To say that British Columbia apple growers had a challenging season would be an understatement.
“We’ve seen hail—lots of hail—and through the summer, we saw cloudy, rainy weather. And to top the year off, we just had an early freeze with lots of snow and it’s all putting additional challenges in front of our growers,” says Warren Sarafinchan, chief executive officer with the BC Tree Fruits Cooperative based in Kelowna, BC.
He notes that when the freeze did come into the region on the third week of October, the majority of the apple crop was off the trees. “We had some left on the trees and we’re working with our growers to maximize the value of that crop on the trees,” adds Sarafinchan. Part of what’s being determined is likely what percentage of the crop is salvageable for by-products such as juice.
Bins loading in the snow in BC.
Overall, the crop size looks relative to last year. “But all packers right now are working to deal with fruit that was impacted by the recent weather,” says Sarafinchan.
Multiple labor issues
Also factoring into this are labor issues which carried over from BC’s cherry season. BC has a unique combination of three sources of labor generally: foreign temporary workers from countries such as Mexico and the Caribbean; workers from other provinces such as Quebec; and then international backpackers. But this year, a myriad of COVID-19 related problems complicated the arrivals of all of those sources of labor from challenges and significant delays bringing in workers from other countries to the unknown about interprovincial and international travel hindering the remaining two labor sources. Glen Lucas, general manager of the Kelowna, BC-based B.C. Fruit Growers’ Association estimates that normally labor sits at approximately 7,000 workers but for 2020, BC saw only approximately 3, 300 workers.
However, the labor issues hit apple growers harder than the cherry growers who tend to kick off the BC tree fruit growing season. For one thing, the lack of labor labour delayed harvest of the apple crop which left it susceptible to bad weather. “Also, the cherry crop was lighter so having fewer workers provided a balance. They were scrambling but my sense is that most cherry growers got through,” says Lucas.
Fallen apples after the storm.
In fact, the lack of labor was so dire at times it forced growers to come up with alternatives. “I’ve talked to a number of growers and one in particular had to take his kids out of school and they were all picking apples and his wife was managing the irrigation lines,” says Sarafinchan. “Families have to work differently to get the crop off and it’s a real testament to the grower families that we have in the region.”

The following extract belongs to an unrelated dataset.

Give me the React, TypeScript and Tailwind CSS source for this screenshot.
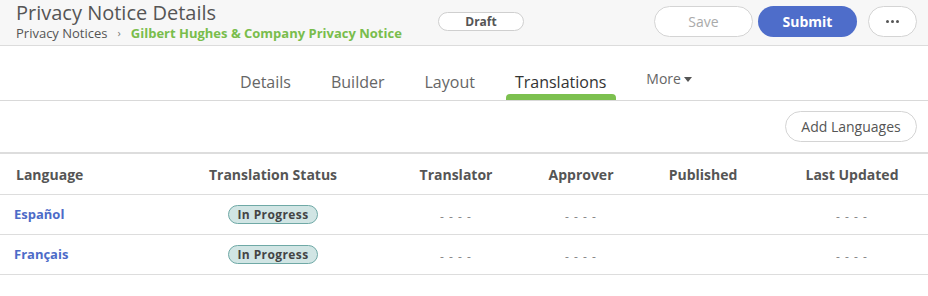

All of this is happening on top of the pre-COVID-19 challenges BC apple growers have also long been seeing. “We had a long-term trend where we saw slight reductions in apple acreage every year.
Production had been going down for the last 50 years,” says Lucas. “But that halted about five years ago and we levelled out and didn’t have as much fallen acreage three years in a row. But last year we saw that contraction again and that was before both COVID-19 and the freeze. So, we are concerned.”
What the industry would like to see is more support from likely the BC provincial government, one that just underwent an election which could delay movement on the issue. “We know in the U.S., apple growers received support—in Canadian terms it was $.7 cents/lb. And we have not received that. That was before the freeze. It’s very challenging times for apple growers,” says Lucas. That said, the industry says it has a good relationship with all levels of government and continue to work with them to find support for longer-term solutions.
So, what does this mean for next year’s season? “We’ve seen some apple growers move to other types of fruits such as cherries,” says Sarafinchan. “And I think the world apple market is trying to find itself and what the right level of production is. We’re like many packers around the world—we’re trying to figure out how to deal with those changing dynamics.”